= Word Baker =

American theatre impresario (1923–1995)

Charles "Word" Baker (March 21, 1923 – October 31, 1995) was an American theatre director and teacher who is most famous for mounting the original off-Broadway production of The Fantasticks.

== Early life and education ==
Baker was born and raised in Honey Grove, Texas. He first found his love of music and theatre by listening to his mother Maggie teach and play the organ at the local Presbyterian church. After high school Baker decided to study drama at the University of Texas at Austin, where he met future collaborators Tom Jones and Harvey Schmidt. As a graduate student from 1948 to 1951 he, along with Jones and Schmidt, created a theatrical revue which sparked the main outline of The Fantasticks.

== Theatrical career ==
When Baker moved to New York in 1956, he decided to replace his first name with his mother's maiden name, Word. Baker's first Broadway credit was as a replacement stage manager in the musical Happy Hunting. It wasn't until his former college friends, Jones and Schmidt, decided to give him a call that he got his big break. Baker got his New York City directing debut at The Sullivan Street Playhouse in Greenwich Village in 1960. The original production of The Fantasticks, in the small 150-seat theatre, spawned a run that lasted more than forty years and for 17,162 performances. In 1961, Baker directed the musical's West End production, which opened to mixed reviews. The only Broadway production that Baker directed was as a replacement in 1962 for the show A Family Affair. After an almost 16 year hiatus, Baker would return to direct the off-Broadway production of I'm Getting My Act Together and Taking It on the Road, which he would take to London three years later.

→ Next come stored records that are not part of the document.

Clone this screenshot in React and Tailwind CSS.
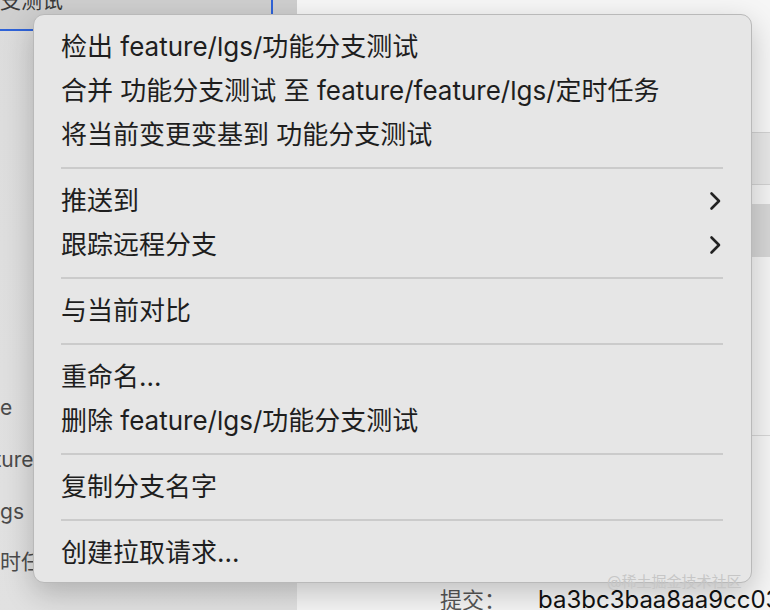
import React from 'react';

const font = { fontFamily: 'Inter, "Noto Sans CJK SC", sans-serif' };

const menuGroups = [
  [
    { label: '检出 feature/lgs/功能分支测试' },
    { label: '合并 功能分支测试 至 feature/feature/lgs/定时任务' },
    { label: '将当前变更变基到 功能分支测试' },
  ],
  [
    { label: '推送到', sub: true },
    { label: '跟踪远程分支', sub: true },
  ],
  [{ label: '与当前对比' }],
  [{ label: '重命名...' }, { label: '删除 feature/lgs/功能分支测试' }],
  [{ label: '复制分支名字' }],
  [{ label: '创建拉取请求...' }],
];

const Chevron = () => (
  <svg width="12" height="20" viewBox="0 0 12 20" fill="none">
    <polyline points="2.5,2.5 10,10 2.5,17.5" stroke="#222" strokeWidth="2.6" strokeLinecap="round" strokeLinejoin="round" />
  </svg>
);

const ContextMenu = () => (
  <div className="absolute left-[33px] top-[14px] w-[719px] rounded-[11px] border border-[#b9b9b9] bg-[#e6e6e6] pt-[10px] pb-[7px] shadow-[0_10px_30px_rgba(0,0,0,0.22)]">
    {menuGroups.map((group, gi) => (
      <div key={gi}>
        {gi > 0 && (
          <div className="h-[22px] flex items-center pl-[27px] pr-[28px]">
            <div className="h-[2px] w-full bg-[#cbcbcb]" />
          </div>
        )}
        {group.map((item) => (
          <div key={item.label} className="h-[44px] flex items-center justify-between pl-[27px] pr-[30px] text-[26px] leading-none text-[#1e1e1e]">
            <span>{item.label}</span>
            {item.sub && <Chevron />}
          </div>
        ))}
      </div>
    ))}
  </div>
);

const Sidebar = () => (
  <div className="w-[297px] shrink-0 h-full flex flex-col bg-gradient-to-b from-[#dcdcdc] to-[#e1e1e1] overflow-hidden text-[21px] text-[#4b4b4b]">
    <div className="h-[31px] shrink-0 bg-[#cfcfcf] flex">
      <div className="w-[273px] h-full border-r-2 border-b-2 border-[#2f63d8] overflow-hidden">
        <div className="-mt-[10px] leading-[22px] whitespace-nowrap text-[#3a3a3a]">支测试</div>
      </div>
    </div>
    <div className="pt-[351px] flex flex-col">
      <div className="h-[52px] flex items-center whitespace-nowrap">e</div>
      <div className="h-[52px] flex items-center whitespace-nowrap -ml-[37px]">feature</div>
      <div className="h-[52px] flex items-center whitespace-nowrap -ml-[5px]">lgs</div>
      <div className="h-[48px] flex items-center whitespace-nowrap">时任务</div>
    </div>
  </div>
);

const DetailPane = () => (
  <div className="flex-1 min-w-0 h-full flex flex-col bg-[#f5f5f5] overflow-hidden">
    <div className="h-[133px] shrink-0 bg-[#f6f6f6] border-b border-[#d2d2d2]" />
    <div className="h-[52px] shrink-0 bg-[#e7e7e7] border-b border-[#d2d2d2]" />
    <div className="h-[19px] shrink-0 bg-[#f3f3f3]" />
    <div className="h-[53px] shrink-0 bg-[#d6d6d6]" />
    <div className="h-[179px] shrink-0 bg-[#f4f4f4] border-b border-[#d6d6d6]" />
    <div className="flex-1 flex items-end">
      <div className="flex items-center h-[34px] -mb-[7px] whitespace-nowrap">
        <span className="pl-[143px] w-[241px] shrink-0 text-[22px] text-[#555]">提交：</span>
        <span className="text-[24px] text-[#111]">ba3bc3baa8aa9cc03</span>
      </div>
    </div>
  </div>
);

export default function App() {
  return (
    <div className="relative w-[770px] h-[610px] overflow-hidden flex" style={font}>
      <Sidebar />
      <DetailPane />
      <ContextMenu />
      <div className="absolute left-[607px] top-[573px] text-[15px] leading-[18px] text-[#c6c6c6] whitespace-nowrap">
        @稀土掘金技术社区
      </div>
    </div>
  );
}
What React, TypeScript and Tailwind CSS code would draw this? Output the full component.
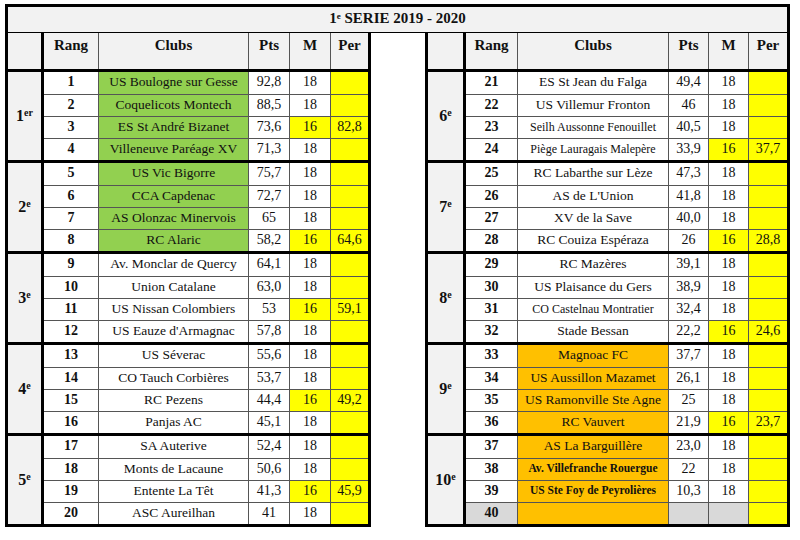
import React from "react";

type Row = {
  rang: number;
  club: string;
  pts: string;
  m: string;
  per: string;
  size?: "small" | "tiny";
};

type Section = { num: string; sup: string; rows: Row[] };

type Cols = { sec: string; rang: string; club: string; pts: string; m: string; per: string };

// widths are border-box (cell border included)
const leftCols: Cols = {
  sec: "w-[36px]",
  rang: "w-[54px]",
  club: "w-[150px]",
  pts: "w-[41px]",
  m: "w-[41px]",
  per: "w-[38px]",
};

const rightCols: Cols = {
  sec: "w-[38px]",
  rang: "w-[51px]",
  club: "w-[151px]",
  pts: "w-[40px]",
  m: "w-[40px]",
  per: "w-[39px]",
};

const leftSections: Section[] = [
  {
    num: "1",
    sup: "er",
    rows: [
      { rang: 1, club: "US Boulogne sur Gesse", pts: "92,8", m: "18", per: "" },
      { rang: 2, club: "Coquelicots Montech", pts: "88,5", m: "18", per: "" },
      { rang: 3, club: "ES St André Bizanet", pts: "73,6", m: "16", per: "82,8" },
      { rang: 4, club: "Villeneuve Paréage XV", pts: "71,3", m: "18", per: "" },
    ],
  },
  {
    num: "2",
    sup: "e",
    rows: [
      { rang: 5, club: "US Vic Bigorre", pts: "75,7", m: "18", per: "" },
      { rang: 6, club: "CCA Capdenac", pts: "72,7", m: "18", per: "" },
      { rang: 7, club: "AS Olonzac Minervois", pts: "65", m: "18", per: "" },
      { rang: 8, club: "RC Alaric", pts: "58,2", m: "16", per: "64,6" },
    ],
  },
  {
    num: "3",
    sup: "e",
    rows: [
      { rang: 9, club: "Av. Monclar de Quercy", pts: "64,1", m: "18", per: "" },
      { rang: 10, club: "Union Catalane", pts: "63,0", m: "18", per: "" },
      { rang: 11, club: "US Nissan Colombiers", pts: "53", m: "16", per: "59,1" },
      { rang: 12, club: "US Eauze d'Armagnac", pts: "57,8", m: "18", per: "" },
    ],
  },
  {
    num: "4",
    sup: "e",
    rows: [
      { rang: 13, club: "US Séverac", pts: "55,6", m: "18", per: "" },
      { rang: 14, club: "CO Tauch Corbières", pts: "53,7", m: "18", per: "" },
      { rang: 15, club: "RC Pezens", pts: "44,4", m: "16", per: "49,2" },
      { rang: 16, club: "Panjas AC", pts: "45,1", m: "18", per: "" },
    ],
  },
  {
    num: "5",
    sup: "e",
    rows: [
      { rang: 17, club: "SA Auterive", pts: "52,4", m: "18", per: "" },
      { rang: 18, club: "Monts de Lacaune", pts: "50,6", m: "18", per: "" },
      { rang: 19, club: "Entente La Têt", pts: "41,3", m: "16", per: "45,9" },
      { rang: 20, club: "ASC Aureilhan", pts: "41", m: "18", per: "" },
    ],
  },
];

const rightSections: Section[] = [
  {
    num: "6",
    sup: "e",
    rows: [
      { rang: 21, club: "ES St Jean du Falga", pts: "49,4", m: "18", per: "" },
      { rang: 22, club: "US Villemur Fronton", pts: "46", m: "18", per: "" },
      { rang: 23, club: "Seilh Aussonne Fenouillet", pts: "40,5", m: "18", per: "", size: "small" },
      { rang: 24, club: "Piège Lauragais Malepère", pts: "33,9", m: "16", per: "37,7", size: "small" },
    ],
  },
  {
    num: "7",
    sup: "e",
    rows: [
      { rang: 25, club: "RC Labarthe sur Lèze", pts: "47,3", m: "18", per: "" },
      { rang: 26, club: "AS de L'Union", pts: "41,8", m: "18", per: "" },
      { rang: 27, club: "XV de la Save", pts: "40,0", m: "18", per: "" },
      { rang: 28, club: "RC Couiza Espéraza", pts: "26", m: "16", per: "28,8" },
    ],
  },
  {
    num: "8",
    sup: "e",
    rows: [
      { rang: 29, club: "RC Mazères", pts: "39,1", m: "18", per: "" },
      { rang: 30, club: "US Plaisance du Gers", pts: "38,9", m: "18", per: "" },
      { rang: 31, club: "CO Castelnau Montratier", pts: "32,4", m: "18", per: "", size: "small" },
      { rang: 32, club: "Stade Bessan", pts: "22,2", m: "16", per: "24,6" },
    ],
  },
  {
    num: "9",
    sup: "e",
    rows: [
      { rang: 33, club: "Magnoac FC", pts: "37,7", m: "18", per: "" },
      { rang: 34, club: "US Aussillon Mazamet", pts: "26,1", m: "18", per: "" },
      { rang: 35, club: "US Ramonville Ste Agne", pts: "25", m: "18", per: "" },
      { rang: 36, club: "RC Vauvert", pts: "21,9", m: "16", per: "23,7" },
    ],
  },
  {
    num: "10",
    sup: "e",
    rows: [
      { rang: 37, club: "AS La Barguillère", pts: "23,0", m: "18", per: "" },
      { rang: 38, club: "Av. Villefranche Rouergue", pts: "22", m: "18", per: "", size: "tiny" },
      { rang: 39, club: "US Ste Foy de Peyrolières", pts: "10,3", m: "18", per: "", size: "tiny" },
      { rang: 40, club: "", pts: "", m: "", per: "" },
    ],
  },
];

const clubBg = (rang: number) => {
  if (rang <= 8) return "bg-[#92d050]";
  if (rang >= 33) return "bg-[#ffc000]";
  return "bg-white";
};

const clubSize = (size?: "small" | "tiny") => {
  if (size === "small") return "text-[12px]";
  if (size === "tiny") return "text-[11.5px] font-bold";
  return "text-[13.5px]";
};

const Table = ({ cols, sections, width }: { cols: Cols; sections: Section[]; width: string }) => {
  return (
    <div className={`${width} border-x-[3px] border-b-[3px] border-black`}>
      {/* header */}
      <div className="flex h-[39px] border-b-[3px] border-black bg-[#f2f2f2] text-[15px] font-bold">
        <div className={`${cols.sec} border-r-[3px] border-black`}></div>
        <div className={`${cols.rang} pt-[1px] text-center`}>Rang</div>
        <div className={`${cols.club} border-l border-[#555] pt-[1px] text-center`}>Clubs</div>
        <div className={`${cols.pts} border-l border-[#555] pt-[1px] text-center`}>Pts</div>
        <div className={`${cols.m} border-l border-[#555] pt-[1px] text-center`}>M</div>
        <div className={`${cols.per} border-l border-[#555] pt-[1px] text-center`}>Per</div>
      </div>
      {sections.map((s, si) => (
        <div
          key={s.num}
          className={`flex ${si < sections.length - 1 ? "border-b-[3px] border-black" : ""}`}
        >
          <div
            className={`${cols.sec} flex items-center justify-center border-r-[3px] border-black bg-[#f2f2f2] text-[16px] font-bold`}
          >
            <span>
              {s.num}
              <sup className="text-[10px]">{s.sup}</sup>
            </span>
          </div>
          <div className="flex flex-col">
            {s.rows.map((r, ri) => (
              <div
                key={r.rang}
                className={`flex h-[22px] text-[14px] leading-none ${ri > 0 ? "border-t border-[#555]" : ""}`}
              >
                <div
                  className={`${cols.rang} flex items-center justify-center pb-[2px] font-bold ${r.rang === 40 ? "bg-[#d9d9d9]" : "bg-white"}`}
                >
                  {r.rang}
                </div>
                <div
                  className={`${cols.club} flex items-center justify-center whitespace-nowrap border-l border-[#555] pb-[2px] ${clubBg(r.rang)} ${clubSize(r.size)}`}
                >
                  {r.club}
                </div>
                <div
                  className={`${cols.pts} flex items-center justify-center border-l border-[#555] pb-[2px] ${r.rang === 40 ? "bg-[#d9d9d9]" : "bg-white"}`}
                >
                  {r.pts}
                </div>
                <div
                  className={`${cols.m} flex items-center justify-center border-l border-[#555] pb-[2px] ${r.m === "16" ? "bg-[#ffff00]" : r.rang === 40 ? "bg-[#d9d9d9]" : "bg-white"}`}
                >
                  {r.m}
                </div>
                <div className={`${cols.per} flex items-center justify-center border-l border-[#555] bg-[#ffff00] pb-[2px]`}>
                  {r.per}
                </div>
              </div>
            ))}
          </div>
        </div>
      ))}
    </div>
  );
};

const App = () => {
  return (
    <div className="h-[540px] w-[800px] bg-white pl-[5px] pt-[4px] font-['Liberation_Serif',serif] text-[#111]">
      <div className="w-[785px]">
        <div className="flex h-[29px] items-center justify-center border-x-[3px] border-t-[3px] border-b border-black bg-[#f2f2f2] pb-[2px] text-[15px] font-bold">
          <span>
            1<sup className="text-[9px]">e</sup> SERIE 2019 - 2020
          </span>
        </div>
        <div className="flex justify-between">
          <Table cols={leftCols} sections={leftSections} width="w-[366px]" />
          <Table cols={rightCols} sections={rightSections} width="w-[365px]" />
        </div>
      </div>
    </div>
  );
};

export default App;
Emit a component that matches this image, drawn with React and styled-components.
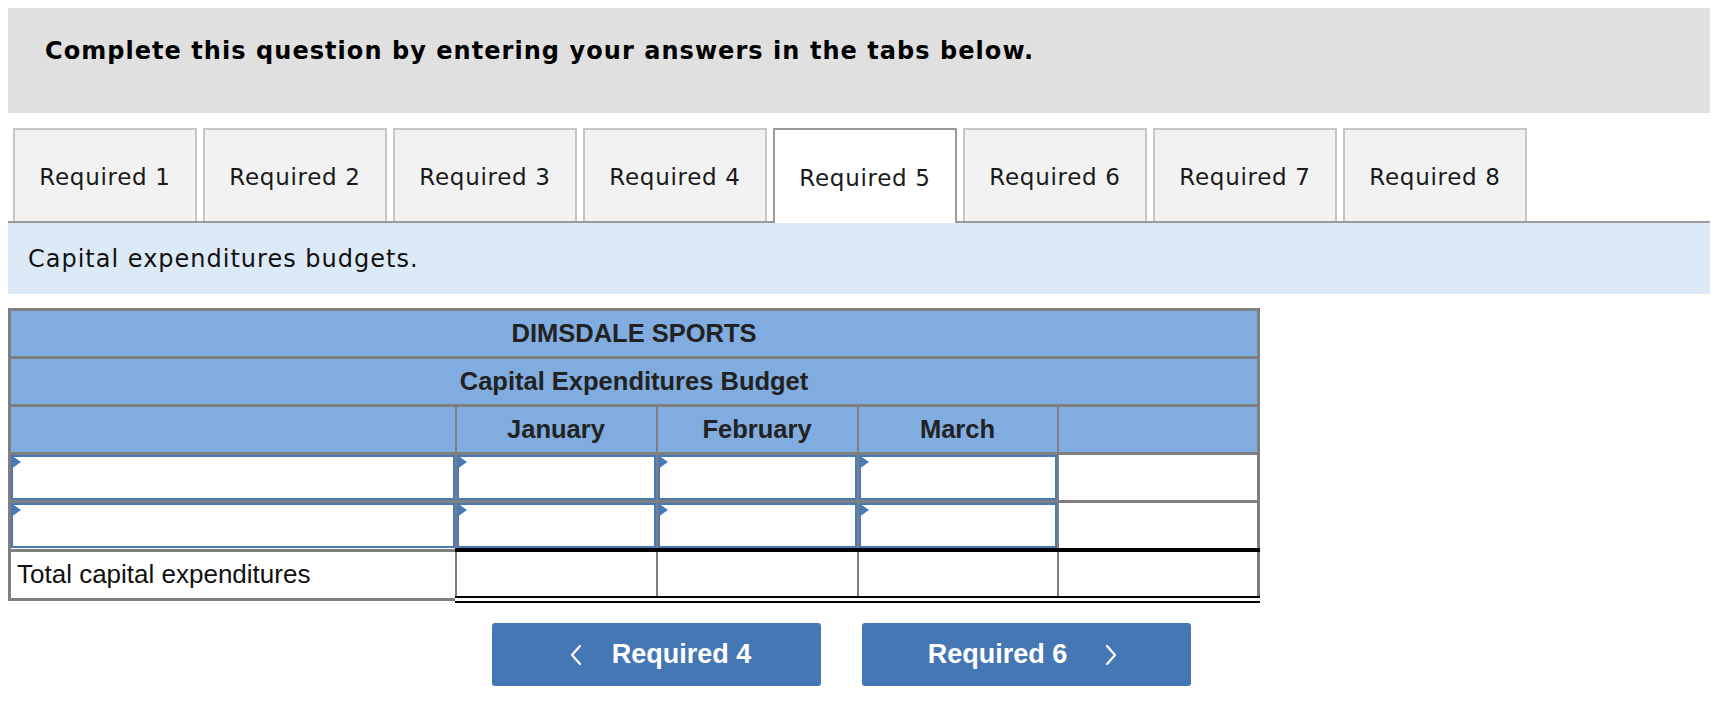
import React from "react";
import styled, { createGlobalStyle, css } from "styled-components";

const GlobalStyle = createGlobalStyle`
  html, body { margin: 0; padding: 0; background: #fff; }
  body { font-family: "DejaVu Sans", Verdana, sans-serif; }
`;

const Page = styled.div`
  padding: 8px 12px 30px 8px;
`;

const Banner = styled.div`
  box-sizing: border-box;
  height: 105px;
  padding: 30px 0 0 37px;
  background: #e0e0e0;
  color: #000;
  font: bold 24px/27px "DejaVu Sans", Verdana, sans-serif;
  letter-spacing: 1.05px;
`;

const TabBar = styled.div`
  display: flex;
  align-items: flex-end;
  gap: 6px;
  margin-top: 15px;
  padding-left: 5px;
  border-bottom: 2px solid #9a9a9a;
`;

const Tab = styled.div`
  box-sizing: border-box;
  width: 184px;
  height: 93px;
  display: flex;
  align-items: center;
  justify-content: center;
  padding-top: 2px;
  background: #f2f2f2;
  border: 2px solid #c6c6c6;
  border-bottom: none;
  color: #1a1a1a;
  font: 23px "DejaVu Sans", Verdana, sans-serif;
  letter-spacing: 0.7px;
  ${(p) =>
    p.$active &&
    css`
      height: 95px;
      margin-bottom: -2px;
      background: #fff;
      border-color: #9a9a9a;
    `}
`;

const Prompt = styled.div`
  height: 71px;
  display: flex;
  align-items: center;
  padding-left: 20px;
  background: #dceaf7;
  color: #111;
  font: 24px "DejaVu Sans", Verdana, sans-serif;
  letter-spacing: 1px;
`;

const Sheet = styled.table`
  margin-top: 14px;
  width: 1249px;
  table-layout: fixed;
  border-collapse: collapse;
  border: 3px solid #7f7f7f;
  font-family: "Liberation Sans", Arial, sans-serif;
  color: #222;
`;

const Col = styled.col`
  width: ${(p) => p.$w}px;
`;

const Cell = styled.td`
  height: 45px;
  padding: 0;
  border-style: solid;
  border-color: #7f7f7f;
  border-width: 3px 2px;
  background: #fff;
  vertical-align: middle;
`;

const HeadCell = styled(Cell)`
  background: #80acdf;
  text-align: center;
  font-weight: bold;
  font-size: 25.5px;
  color: #222;
`;

const LabelCell = styled(Cell)`
  padding-left: 6px;
  font-size: 26px;
  color: #111;
`;

const TotalCell = styled(Cell)`
  height: 44px;
  border-top: 4px solid #000;
  border-bottom: 7px double #000;
`;

const Entry = styled.div`
  position: relative;
  box-sizing: border-box;
  height: 45px;
  border: 2px solid #4a7ab6;

  &::before {
    content: "";
    position: absolute;
    left: -2px;
    top: -2px;
    border-style: solid;
    border-width: 7px 0 7px 10px;
    border-color: transparent transparent transparent #4a7ab6;
  }
`;

const NavRow = styled.div`
  display: flex;
  gap: 41px;
  margin-top: 20px;
  padding-left: 484px;
`;

const NavButton = styled.button`
  box-sizing: border-box;
  width: 329px;
  height: 63px;
  display: flex;
  align-items: center;
  justify-content: center;
  gap: ${(p) => (p.$next ? 38 : 30)}px;
  padding: 0 ${(p) => (p.$next ? 8 : 0)}px 0 ${(p) => (p.$next ? 0 : 8)}px;
  border: none;
  border-radius: 3px;
  background: #4577b4;
  color: #fff;
  font: bold 27px "Liberation Sans", Arial, sans-serif;
  cursor: pointer;
`;

const Chevron = ({ dir }) => (
  <svg width="12" height="22" viewBox="0 0 12 22" aria-hidden="true">
    <polyline
      points={dir === "left" ? "10,2 2,11 10,20" : "2,2 10,11 2,20"}
      fill="none"
      stroke="#fff"
      strokeWidth="2.2"
      strokeLinecap="round"
      strokeLinejoin="round"
    />
  </svg>
);

const tabs = [1, 2, 3, 4, 5, 6, 7, 8];
const months = ["January", "February", "March"];
const widths = [446, 201, 201, 200, 201];

function EntryRow() {
  return (
    <tr>
      <Cell>
        <Entry />
      </Cell>
      {months.map((m) => (
        <Cell key={m}>
          <Entry />
        </Cell>
      ))}
      <Cell />
    </tr>
  );
}

export default function App() {
  return (
    <Page>
      <GlobalStyle />
      <Banner>Complete this question by entering your answers in the tabs below.</Banner>

      <TabBar>
        {tabs.map((n) => (
          <Tab key={n} $active={n === 5}>
            Required {n}
          </Tab>
        ))}
      </TabBar>

      <Prompt>Capital expenditures budgets.</Prompt>

      <Sheet>
        <colgroup>
          {widths.map((w, i) => (
            <Col key={i} $w={w} />
          ))}
        </colgroup>
        <tbody>
          <tr>
            <HeadCell colSpan={5}>DIMSDALE SPORTS</HeadCell>
          </tr>
          <tr>
            <HeadCell colSpan={5}>Capital Expenditures Budget</HeadCell>
          </tr>
          <tr>
            <HeadCell />
            {months.map((m) => (
              <HeadCell key={m}>{m}</HeadCell>
            ))}
            <HeadCell />
          </tr>
          <EntryRow />
          <EntryRow />
          <tr>
            <LabelCell>Total capital expenditures</LabelCell>
            <TotalCell />
            <TotalCell />
            <TotalCell />
            <TotalCell />
          </tr>
        </tbody>
      </Sheet>

      <NavRow>
        <NavButton>
          <Chevron dir="left" />
          Required 4
        </NavButton>
        <NavButton $next>
          Required 6
          <Chevron dir="right" />
        </NavButton>
      </NavRow>
    </Page>
  );
}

Baker also directed the televised version of The Glass Menagerie, which starred Lillian Gish.

== Later life and death ==
After 1978, Baker did not return to New York to direct, but instead focused on teaching. Baker taught theatrical directing at institutions such as Carnegie Mellon, Boston Conservatory, University of Cincinnati – College-Conservatory of Music, and his alma mater.

Baker's wife Joanna died in 1966. They had three daughters: Barbara, Betsy, and Lucy. Baker died at age 72 in Paris, Texas.